German cartoonist (1946–2020)

Ulrich Steinfurth, better known as Uli Stein, (26 December 1946 – 28 August 2020) was a German cartoonist.

==Personal life==
Stein was born Ulrich Steinfurth in Hanover as a son of a housewife and a public servant. He graduated the Goetheschule in Hanover. After a two-year conscription in the Bundeswehr, he moved to West Berlin where he studied German, Geography and Biology at the Freie Universität Berlin. Shortly before graduating, he quit his studies to work as a journalist, amongst others six years for the Saarländischer Rundfunk. At the end of the 70s, he focused on cartoons full-time.

Stein died on 28 August 2020 in his hometown of Hanover.

==Cartoons==
Stein's cartoons mainly focus on day-to-day-situations, often with anthropomorphic mice, cats, dogs, penguins and pigs. He also created cartoons for other events and subjects, such as politics or soccer. Although he mainly sold books and post cards with his cartoons, there is a variety of other products based on them, such as games and articles of daily use.

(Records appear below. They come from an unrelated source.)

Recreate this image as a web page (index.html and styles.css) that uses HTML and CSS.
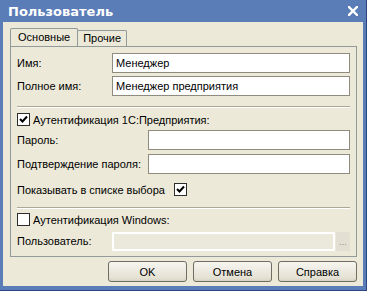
FILE: index.html
```html
<!DOCTYPE html>
<html lang="ru">
<head>
<meta charset="utf-8">
<title>Пользователь</title>
<link rel="stylesheet" href="styles.css">
</head>
<body>
<div class="window">
  <div class="titlebar">
    <span class="title">Пользователь</span>
    <svg class="close" width="10" height="10" viewBox="0 0 10 10"><path d="M1 1 L9 9 M9 1 L1 9" stroke="#fff" stroke-width="2.4" stroke-linecap="square"/></svg>
  </div>
  <div class="client">
    <div class="tabs">
      <div class="tab active">Основные</div>
      <div class="tab">Прочие</div>
    </div>
    <div class="panel">
      <div class="row r1">
        <span class="lbl w95">Имя:</span>
        <div class="input">Менеджер</div>
      </div>
      <div class="row r2">
        <span class="lbl w95">Полное имя:</span>
        <div class="input">Менеджер предприятия</div>
      </div>
      <div class="sep s1"></div>
      <div class="check-row c1">
        <span class="cb checked"><svg width="9" height="9" viewBox="0 0 9 9"><path d="M1 4 L3.5 6.5 L8 1.5" fill="none" stroke="#000" stroke-width="2"/></svg></span>
        <span class="cb-text">Аутентификация 1С:Предприятия:</span>
      </div>
      <div class="row r3">
        <span class="lbl w131">Пароль:</span>
        <div class="input"></div>
      </div>
      <div class="row r4">
        <span class="lbl w131">Подтверждение пароля:</span>
        <div class="input"></div>
      </div>
      <div class="check-row c2">
        <span class="lbl w157">Показывать в списке выбора</span>
        <span class="cb checked"><svg width="9" height="9" viewBox="0 0 9 9"><path d="M1 4 L3.5 6.5 L8 1.5" fill="none" stroke="#000" stroke-width="2"/></svg></span>
      </div>
      <div class="sep s2"></div>
      <div class="check-row c3">
        <span class="cb"></span>
        <span class="cb-text">Аутентификация Windows:</span>
      </div>
      <div class="row r5">
        <span class="lbl w95">Пользователь:</span>
        <div class="input disabled"></div>
        <div class="dots">...</div>
      </div>
    </div>
    <div class="buttons">
      <button class="btn">OK</button>
      <button class="btn">Отмена</button>
      <button class="btn">Справка</button>
    </div>
  </div>
</div>
</body>
</html>
```
FILE: styles.css
```css
html, body {
  margin: 0;
  padding: 0;
  background: #5a7cb7;
}
body {
  font-family: "Liberation Sans", Arial, sans-serif;
  font-size: 11px;
  color: #000;
  white-space: nowrap;
}
.window {
  width: 367px;
  height: 291px;
  box-sizing: border-box;
  background: #5a7cb7;
  border-right: 1px solid #2a4680;
  border-bottom: 1px solid #2a4680;
  display: flex;
  flex-direction: column;
}
.titlebar {
  height: 22px;
  display: flex;
  align-items: center;
  justify-content: space-between;
  padding: 0 8px 0 8px;
  color: #fff;
}
.title {
  font-family: "DejaVu Sans", sans-serif;
  font-weight: bold;
  font-size: 13px;
}
.close {
  display: block;
}
.client {
  background: #ece9d8;
  margin: 0 3px 4px 3px;
  flex: 1;
  padding: 7px 6px 0 7px;
  display: flex;
  flex-direction: column;
}
.tabs {
  display: flex;
  align-items: flex-end;
  height: 17px;
  position: relative;
  z-index: 1;
}
.tab {
  border: 1px solid #919b9c;
  border-bottom: none;
  padding: 0 5px;
  height: 15px;
  line-height: 15px;
  background: #ece9d8;
  border-radius: 2px 2px 0 0;
}
.tab.active {
  height: 17px;
  line-height: 17px;
  padding: 0 7px;
}
.tab + .tab {
  margin-left: -1px;
}
.panel {
  border: 1px solid #919b9c;
  height: 211px;
  box-sizing: border-box;
  padding: 6px 6px 0 6px;
  display: flex;
  flex-direction: column;
}
.row {
  display: flex;
  align-items: center;
  height: 20px;
}
.r2 { margin-top: 3px; }
.r3 { margin-top: 4px; }
.r4 { margin-top: 4px; }
.r5 { margin-top: 5px; }
.lbl {
  flex: none;
}
.w95 { width: 95px; }
.w131 { width: 131px; }
.w157 { width: 157px; }
.input {
  flex: 1;
  height: 20px;
  box-sizing: border-box;
  border: 1px solid #8f8b7e;
  background: #fff;
  padding: 0 3px;
  line-height: 18px;
}
.input.disabled {
  border: 2px solid #fff;
  background: #ebe8dc;
  height: 19px;
}
.dots {
  width: 14px;
  height: 19px;
  box-sizing: border-box;
  background: #e3e0d3;
  color: #8a887e;
  font-size: 9px;
  text-align: center;
  line-height: 20px;
  margin-left: 1px;
}
.sep {
  height: 0;
  border-top: 1px solid #aca899;
  border-bottom: 1px solid #fff;
}
.s1 { margin-top: 10px; }
.s2 { margin-top: 11px; }
.check-row {
  display: flex;
  align-items: center;
  height: 13px;
}
.c1 { margin-top: 5px; }
.c2 { margin-top: 9px; }
.c3 { margin-top: 4px; }
.cb {
  width: 13px;
  height: 13px;
  box-sizing: border-box;
  border: 1px solid #2d2d2d;
  background: #fff;
  display: flex;
  align-items: center;
  justify-content: center;
  flex: none;
}
.cb svg { display: block; }
.cb-text {
  margin-left: 3px;
}
.buttons {
  display: flex;
  justify-content: flex-end;
  gap: 6px;
  margin-top: 4px;
}
.btn {
  width: 79px;
  height: 21px;
  font-family: "Liberation Sans", Arial, sans-serif;
  font-size: 11px;
  color: #000;
  border: 1px solid #6f6c62;
  border-radius: 3px;
  background: linear-gradient(#f6f5f0, #e4e1d4 85%, #d6d2c2);
  padding: 0;
}
```
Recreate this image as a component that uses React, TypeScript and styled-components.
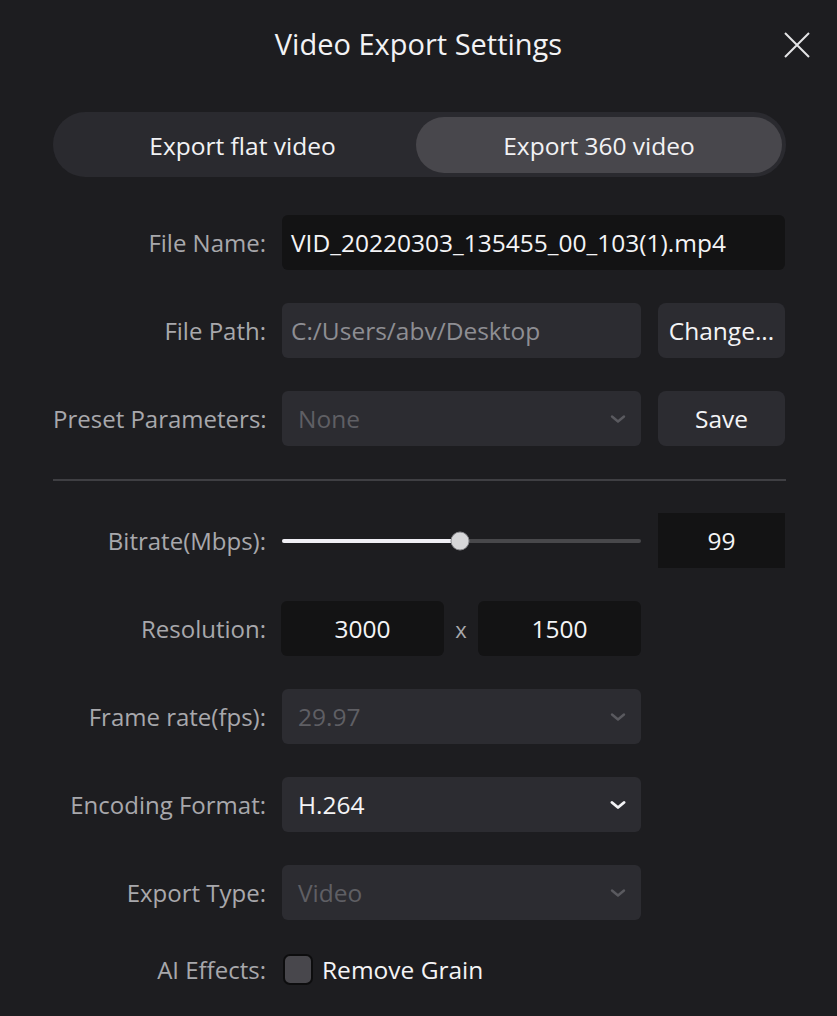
import React from "react";
import styled, { createGlobalStyle } from "styled-components";

const Global = createGlobalStyle`
  html, body { margin: 0; padding: 0; background: #1d1d20; }
  body { font-family: "Open Sans", "Noto Sans", sans-serif; -webkit-font-smoothing: antialiased; }
  * { box-sizing: border-box; }
`;

const Dialog = styled.div`
  width: 837px;
  height: 1016px;
  background: #1d1d20;
  padding: 0 51px 0 53px;
  display: flex;
  flex-direction: column;
  overflow: hidden;
`;

const Header = styled.div`
  position: relative;
  height: 90px;
  padding-bottom: 4px;
  display: flex;
  align-items: center;
  justify-content: center;
  margin: 0 -51px 0 -53px;
`;

const Title = styled.h1`
  margin: 0;
  font-size: 29px;
  font-weight: 400;
  color: #f2f2f4;
  letter-spacing: 0;
`;

const CloseButton = styled.button`
  position: absolute;
  right: 26px;
  top: 31px;
  width: 28px;
  height: 28px;
  padding: 0;
  border: none;
  background: transparent;
  display: flex;
  align-items: center;
  justify-content: center;
  cursor: pointer;
`;

const Tabs = styled.div`
  margin-top: 22px;
  height: 65px;
  border-radius: 33px;
  background: #2a2a2f;
  display: grid;
  grid-template-columns: 1fr 366px;
  padding: 5px 4px 4px 0;
`;

const Tab = styled.button<{ $active?: boolean }>`
  border: none;
  border-radius: 28px;
  background: ${(p) => (p.$active ? "#48474c" : "transparent")};
  color: #f2f2f4;
  font-family: inherit;
  font-size: 24.5px;
  padding: 0 0 0 ${(p) => (p.$active ? 0 : 16)}px;
  cursor: pointer;
`;

const Form = styled.div`
  margin-top: 38px;
  display: flex;
  flex-direction: column;
  gap: 33px;
`;

const Row = styled.div<{ $short?: boolean }>`
  display: grid;
  grid-template-columns: 213px 359px 128px;
  column-gap: 16px;
  height: ${(p) => (p.$short ? "32px" : "55px")};
  align-items: center;
  & > :nth-child(3) { margin-left: 1px; }
`;

const Label = styled.label`
  text-align: right;
  font-size: 24px;
  color: #a8a8ac;
  white-space: nowrap;
`;

const Field = styled.div<{ $dark?: boolean; $span?: boolean; $muted?: boolean }>`
  height: 55px;
  border-radius: 6px;
  background: ${(p) => (p.$dark ? "#131314" : "#2c2c31")};
  color: ${(p) => (p.$muted ? "#8e8e93" : "#f4f4f6")};
  font-size: 24.5px;
  display: flex;
  align-items: center;
  padding: 0 9px;
  grid-column: ${(p) => (p.$span ? "2 / 4" : "auto")};
  white-space: nowrap;
  overflow: hidden;
`;

const SideButton = styled.button`
  height: 55px;
  border: none;
  border-radius: 8px;
  background: #2c2c31;
  color: #f4f4f6;
  font-family: inherit;
  font-size: 24.5px;
  padding: 0;
  cursor: pointer;
  white-space: nowrap;
`;

const Select = styled.div<{ $disabled?: boolean }>`
  height: 55px;
  border-radius: 6px;
  background: #2c2c31;
  color: ${(p) => (p.$disabled ? "#5f5f64" : "#f4f4f6")};
  font-size: 24.5px;
  display: flex;
  align-items: center;
  justify-content: space-between;
  padding: 0 15px 0 16px;
`;

const Divider = styled.hr`
  margin: 0 0 -1px;
  border: none;
  height: 2px;
  background: #3f3f43;
`;

const SliderTrack = styled.div`
  position: relative;
  height: 4px;
  border-radius: 2px;
  background: #48484b;
`;

const SliderFill = styled.div`
  height: 100%;
  border-radius: 2px;
  background: #f0eff5;
`;

const SliderThumb = styled.div`
  position: absolute;
  top: 50%;
  width: 19px;
  height: 19px;
  border-radius: 50%;
  background: #d6d6d8;
  border: 1.5px solid #8a8a8e;
  transform: translate(-50%, -50%);
`;

const ValueBox = styled.div`
  height: 55px;
  background: #131314;
  color: #f4f4f6;
  font-size: 24.5px;
  display: flex;
  align-items: center;
  justify-content: center;
`;

const ResolutionGroup = styled.div`
  display: grid;
  grid-template-columns: 163px 1fr 163px;
  align-items: center;
  margin-left: -1px;
`;

const NumberBox = styled.div`
  height: 55px;
  border-radius: 6px;
  background: #131314;
  color: #f4f4f6;
  font-size: 24.5px;
  display: flex;
  align-items: center;
  justify-content: center;
`;

const Times = styled.span`
  text-align: center;
  color: #a9a9ad;
  font-size: 22px;
`;

const CheckRow = styled.div`
  display: flex;
  align-items: center;
  gap: 9px;
  margin-left: 1px;
  color: #f4f4f6;
  font-size: 24.5px;
  white-space: nowrap;
`;

const CheckBox = styled.span`
  width: 30px;
  height: 31px;
  border-radius: 7px;
  background: #48474c;
  border: 2px solid #0d0d0e;
`;

const Chevron = ({ disabled }: { disabled?: boolean }) => (
  <svg width="16" height="10" viewBox="0 0 16 10" fill="none">
    <path
      d="M2 2.5 L8 7.5 L14 2.5"
      stroke={disabled ? "#5a5a5f" : "#f4f4f6"}
      strokeWidth={disabled ? 2.4 : 2.9}
      strokeLinecap="round"
      strokeLinejoin="round"
    />
  </svg>
);

export default function App() {
  const bitrate = 0.495;
  return (
    <>
      <Global />
      <Dialog>
        <Header>
          <Title>Video Export Settings</Title>
          <CloseButton aria-label="Close">
            <svg width="28" height="28" viewBox="0 0 28 28">
              <path d="M2 2 L26 26 M26 2 L2 26" stroke="#e4e4e6" strokeWidth="2" />
            </svg>
          </CloseButton>
        </Header>
        <Tabs>
          <Tab>Export flat video</Tab>
          <Tab $active>Export 360 video</Tab>
        </Tabs>
        <Form>
          <Row>
            <Label>File Name:</Label>
            <Field $dark $span>VID_20220303_135455_00_103(1).mp4</Field>
          </Row>
          <Row>
            <Label>File Path:</Label>
            <Field $muted>C:/Users/abv/Desktop</Field>
            <SideButton>Change...</SideButton>
          </Row>
          <Row>
            <Label>Preset Parameters:</Label>
            <Select $disabled>
              None
              <Chevron disabled />
            </Select>
            <SideButton>Save</SideButton>
          </Row>
          <Divider />
          <Row>
            <Label>Bitrate(Mbps):</Label>
            <SliderTrack>
              <SliderFill style={{ width: `${bitrate * 100}%` }} />
              <SliderThumb style={{ left: `${bitrate * 100}%` }} />
            </SliderTrack>
            <ValueBox>99</ValueBox>
          </Row>
          <Row>
            <Label>Resolution:</Label>
            <ResolutionGroup>
              <NumberBox>3000</NumberBox>
              <Times>x</Times>
              <NumberBox>1500</NumberBox>
            </ResolutionGroup>
          </Row>
          <Row>
            <Label>Frame rate(fps):</Label>
            <Select $disabled>
              29.97
              <Chevron disabled />
            </Select>
          </Row>
          <Row>
            <Label>Encoding Format:</Label>
            <Select>
              H.264
              <Chevron />
            </Select>
          </Row>
          <Row>
            <Label>Export Type:</Label>
            <Select $disabled>
              Video
              <Chevron disabled />
            </Select>
          </Row>
          <Row $short>
            <Label>AI Effects:</Label>
            <CheckRow>
              <CheckBox />
              Remove Grain
            </CheckRow>
          </Row>
        </Form>
      </Dialog>
    </>
  );
}
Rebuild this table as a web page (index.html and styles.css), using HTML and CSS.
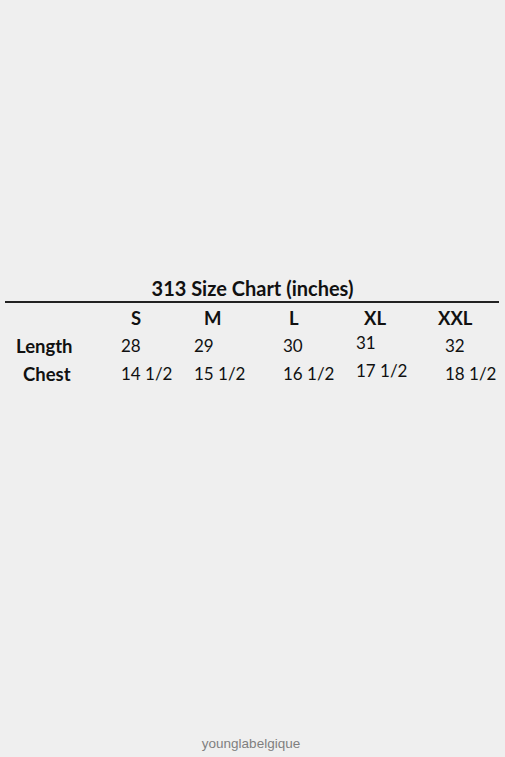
FILE: index.html
```html
<!DOCTYPE html>
<html>
<head>
<meta charset="utf-8">
<link rel="stylesheet" href="styles.css">
</head>
<body>
<div class="page">
  <div class="chart">
    <div class="title">313 Size Chart (inches)</div>
    <div class="rule"></div>
    <div class="grid">
      <div class="lbl"></div>
      <div class="hd h-s">S</div>
      <div class="hd h-m">M</div>
      <div class="hd h-l">L</div>
      <div class="hd h-xl">XL</div>
      <div class="hd h-xxl">XXL</div>

      <div class="lbl l-len">Length</div>
      <div class="val">28</div>
      <div class="val">29</div>
      <div class="val">30</div>
      <div class="val raise">31</div>
      <div class="val">32</div>

      <div class="lbl l-chest">Chest</div>
      <div class="val">14 1/2</div>
      <div class="val">15 1/2</div>
      <div class="val">16 1/2</div>
      <div class="val raise">17 1/2</div>
      <div class="val">18 1/2</div>
    </div>
  </div>
  <div class="footer">younglabelgique</div>
</div>
</body>
</html>
```
FILE: styles.css
```css
html, body {
  margin: 0;
  padding: 0;
  background: #efefef;
}
.page {
  width: 505px;
  height: 757px;
  display: flex;
  flex-direction: column;
  font-family: Lato, "Open Sans", sans-serif;
  color: #111;
}
.chart {
  padding-top: 276px;
}
.title {
  text-align: center;
  font-weight: bold;
  font-size: 20px;
  line-height: 24px;
}
.rule {
  margin: 1px 6px 0 5px;
  height: 1.5px;
  background: #222;
}
.grid {
  display: grid;
  grid-template-columns: 121px 73px 89px 73px 89px 60px;
  grid-auto-rows: 28px;
  font-size: 17px;
  line-height: 28px;
  margin-top: 1px;
}
.hd, .lbl {
  font-weight: bold;
  font-size: 18.5px;
}
.h-s { padding-left: 10px; }
.h-m { padding-left: 10px; }
.h-l { padding-left: 6px; }
.h-xl { padding-left: 8px; }
.h-xxl { margin-left: -7px; }
.l-len { padding-left: 16px; }
.l-chest { padding-left: 23px; }
.val { font-weight: normal; }
.raise { margin-top: -3px; }
.footer {
  margin-top: auto;
  margin-bottom: 6px;
  text-align: center;
  font-family: "Liberation Sans", Arial, sans-serif;
  font-size: 13.5px;
  color: #7f7f7f;
  padding-right: 3px;
}
```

By 2008, Stein had sold more than 90 million post cards and 9 million books in Germany alone and his works have been translated into a number of languages. From 1998 onward, he drew a weekly cartoon for TV Hören und Sehen, a German TV guide. With the advent of widespread internet usage, Stein began using the web as a medium for his cartoons, but was skeptical towards its use as a medium for books.

==Bibliography==
- Uli Stein: Mein Tagebuch. Lappan Verlag GmbH, Oldenburg 2006, ISBN 3-8303-3136-3.